Ese sesgo no es casual. Responde a una cultura política que ha aprendido a rechazar pérdidas visibles y a exigir protección como norma. En sociedades así, la competencia se tolera solo mientras no cierre empresas; la innovación se celebra solo mientras no destruya rentas; y la reforma se acepta solo si no altera equilibrios heredados. Con estas preferencias, el silencio fiscal no es un olvido, sino una condición necesaria: permite prometer recursos sin factura explícita y desplaza las decisiones hacia deuda, subsidios y excepciones. 

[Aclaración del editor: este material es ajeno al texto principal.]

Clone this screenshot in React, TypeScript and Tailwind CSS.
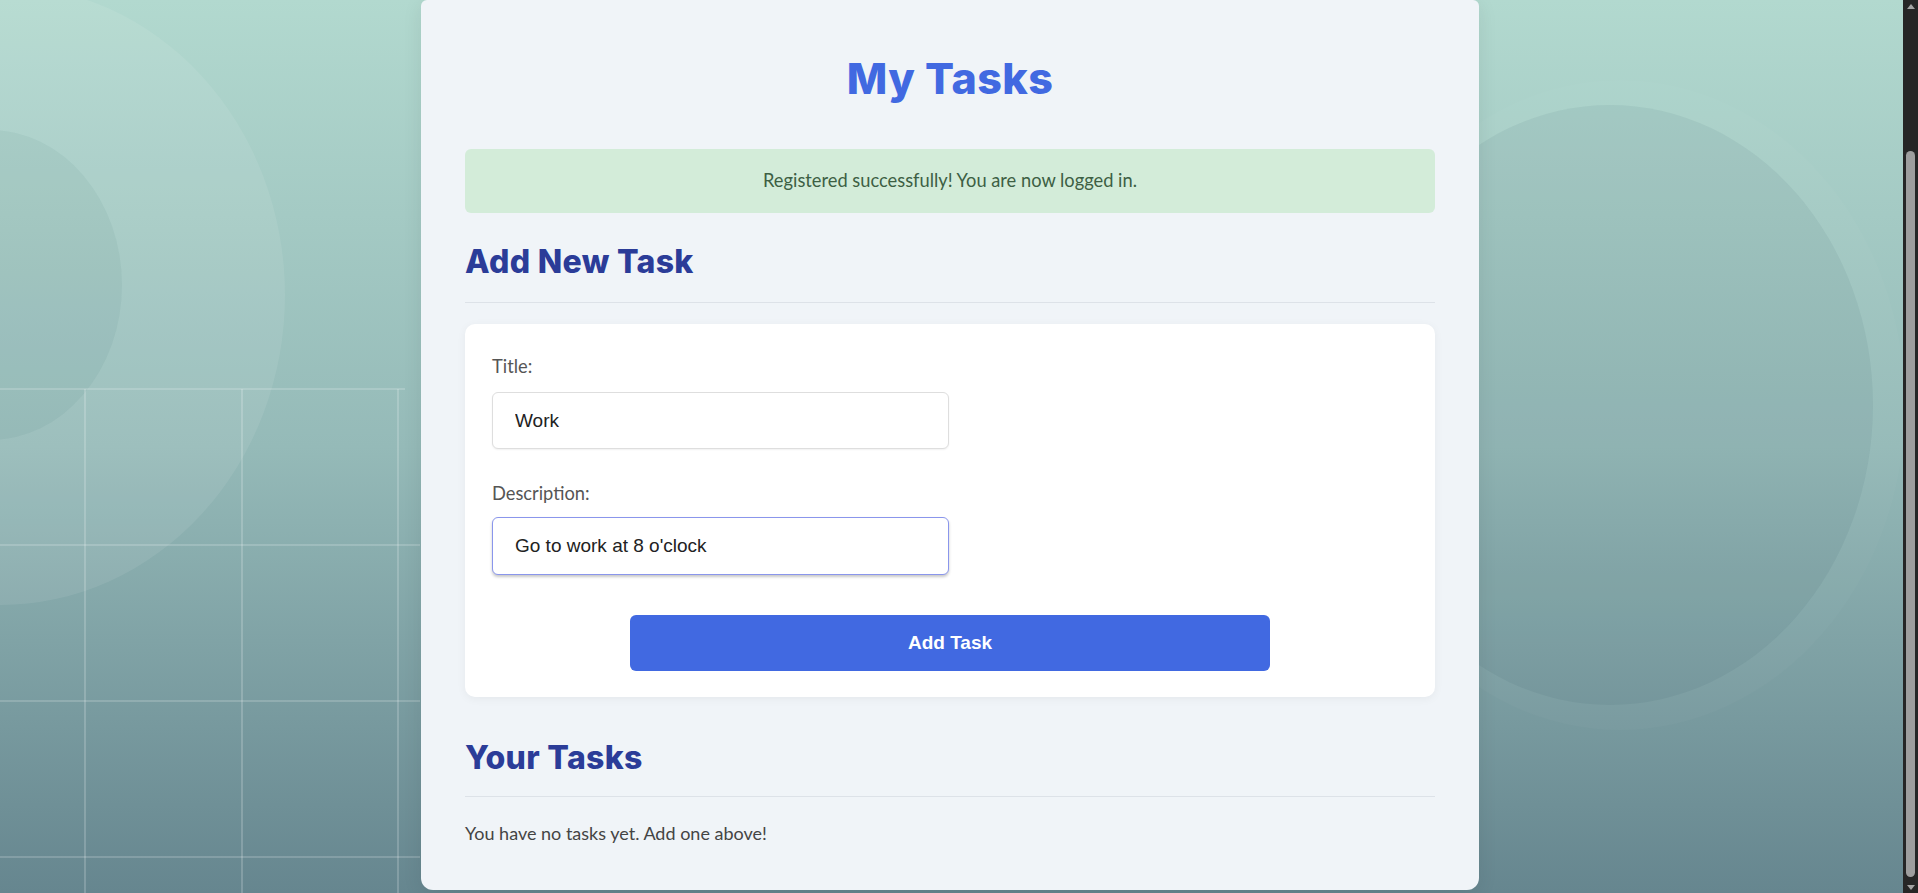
import React from "react";

const heading = { fontFamily: "Inter, 'Noto Sans', sans-serif" };
const body = { fontFamily: "Lato, 'Noto Sans', sans-serif" };
const field = { fontFamily: "'Liberation Sans', Arial, sans-serif" };

const Backdrop = () => (
    <svg
        className="absolute inset-0 w-full h-full pointer-events-none"
        viewBox="0 0 1903 893"
        preserveAspectRatio="none"
    >
        {/* left rings */}
        <ellipse cx="0" cy="295" rx="285" ry="310" fill="rgba(255,255,255,0.08)" />
        <ellipse cx="-10" cy="285" rx="132" ry="155" fill="rgba(20,70,70,0.05)" />
        {/* right blob */}
        <ellipse cx="1620" cy="405" rx="285" ry="325" fill="rgba(255,255,255,0.025)" />
        <ellipse cx="1610" cy="405" rx="263" ry="300" fill="rgba(10,50,60,0.06)" />
        {/* grid */}
        <g stroke="rgba(255,255,255,0.24)" strokeWidth="1.6">
            <line x1="0" y1="389" x2="405" y2="389" />
            <line x1="0" y1="545" x2="420" y2="545" />
            <line x1="0" y1="701" x2="420" y2="701" />
            <line x1="0" y1="857" x2="420" y2="857" />
            <line x1="85" y1="389" x2="85" y2="893" />
            <line x1="242" y1="389" x2="242" y2="893" />
            <line x1="398" y1="389" x2="398" y2="893" />
        </g>
    </svg>
);

const Scrollbar = () => (
    <div className="w-[15px] h-full bg-[#262626] flex flex-col items-center relative z-10">
        <div className="h-[12px] flex items-center">
            <div className="w-0 h-0 border-l-[4px] border-r-[4px] border-b-[5px] border-l-transparent border-r-transparent border-b-[#a3a3a3]" />
        </div>
        <div className="flex-1 w-full flex flex-col px-[3px]">
            <div className="h-[139px]" />
            <div className="h-[726px] w-full rounded-full bg-[#9e9e9e]" />
        </div>
        <div className="h-[12px] flex items-center">
            <div className="w-0 h-0 border-l-[4px] border-r-[4px] border-t-[5px] border-l-transparent border-r-transparent border-t-[#a3a3a3]" />
        </div>
    </div>
);

const App = () => {
    return (
        <div className="w-full h-[893px] flex overflow-hidden bg-gradient-to-b from-[#b2d9cf] via-[#95bab8] to-[#66868f]">
            <main className="flex-1 relative flex justify-center pr-[3px]">
                <Backdrop />
                <section className="relative w-[1058px] h-[890px] bg-[#f0f4f8] rounded-t-[6px] rounded-b-[12px] shadow-[0_4px_20px_rgba(0,0,0,0.08)] px-[44px] pt-[52px] flex flex-col">
                    <h1
                        className="text-center text-[43px] leading-[52px] font-extrabold tracking-[0.01em] text-[#4169e1]"
                        style={heading}
                    >
                        My Tasks
                    </h1>

                    <div
                        className="mt-[45px] h-[64px] rounded-[6px] bg-[#d3ecd9] flex items-center justify-center text-[18.3px] text-[#3d5f44]"
                        style={body}
                    >
                        Registered successfully! You are now logged in.
                    </div>

                    <h2
                        className="mt-[29px] text-[32px] leading-[40px] font-extrabold tracking-[0.01em] text-[#2b3c98] pb-[20px] border-b border-[#dde2e8]"
                        style={heading}
                    >
                        Add New Task
                    </h2>

                    <form className="mt-[21px] bg-white rounded-[10px] shadow-[0_2px_10px_rgba(0,0,0,0.05)] px-[27px] pt-[30px] pb-[26px] flex flex-col">
                        <label className="text-[18.3px] leading-[24px] text-[#555]" style={body}>
                            Title:
                        </label>
                        <input
                            readOnly
                            value="Work"
                            className="mt-[14px] w-[457px] h-[57px] rounded-[6px] border border-[#dedede] bg-white px-[22px] text-[19px] text-[#222] outline-none shadow-[0_1px_2px_rgba(0,0,0,0.06)]"
                            style={field}
                        />

                        <label className="mt-[32px] text-[18.3px] leading-[24px] text-[#555]" style={body}>
                            Description:
                        </label>
                        <input
                            readOnly
                            value="Go to work at 8 o'clock"
                            className="mt-[12px] w-[457px] h-[58px] rounded-[6px] border border-[#8a96ec] bg-white px-[22px] text-[19px] text-[#222] outline-none shadow-[0_2px_3px_rgba(0,0,0,0.22)]"
                            style={field}
                        />

                        <button
                            type="button"
                            className="mt-[40px] self-center w-[640px] h-[56px] rounded-[6px] bg-[#4169e1] text-white text-[19px] font-bold"
                            style={field}
                        >
                            Add Task
                        </button>
                    </form>

                    <h2
                        className="mt-[41px] text-[32px] leading-[40px] font-extrabold tracking-[0.01em] text-[#2b3c98] pb-[18px] border-b border-[#dde2e8]"
                        style={heading}
                    >
                        Your Tasks
                    </h2>

                    <p className="mt-[24px] text-[18px] leading-[24px] text-[#444]" style={body}>
                        You have no tasks yet. Add one above!
                    </p>
                </section>
            </main>
            <Scrollbar />
        </div>
    );
};

export default App;
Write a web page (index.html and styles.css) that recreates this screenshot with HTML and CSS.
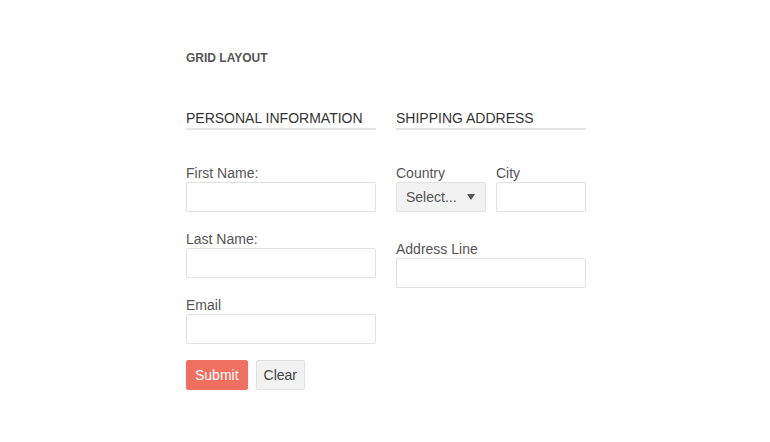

Con este trasfondo cultural, cualquier intento de cambio acaba convertido en gestión del aplazamiento: esto es, en la administración ordenada de un declive que se prefiere no nombrar. Ese aplazamiento deja huellas claras: más deuda común, más excepciones, más subsidio y menos competencia. La innovación funciona cuando puede fallar; el mercado interior funciona cuando deja de proteger; y la política funciona cuando pondera los costes en vez de ocultarlos. Sin la honestidad para abrir esos costes al debate público, Europa no se reforma: solo se administra, y los resultados de esa administración están a la vista.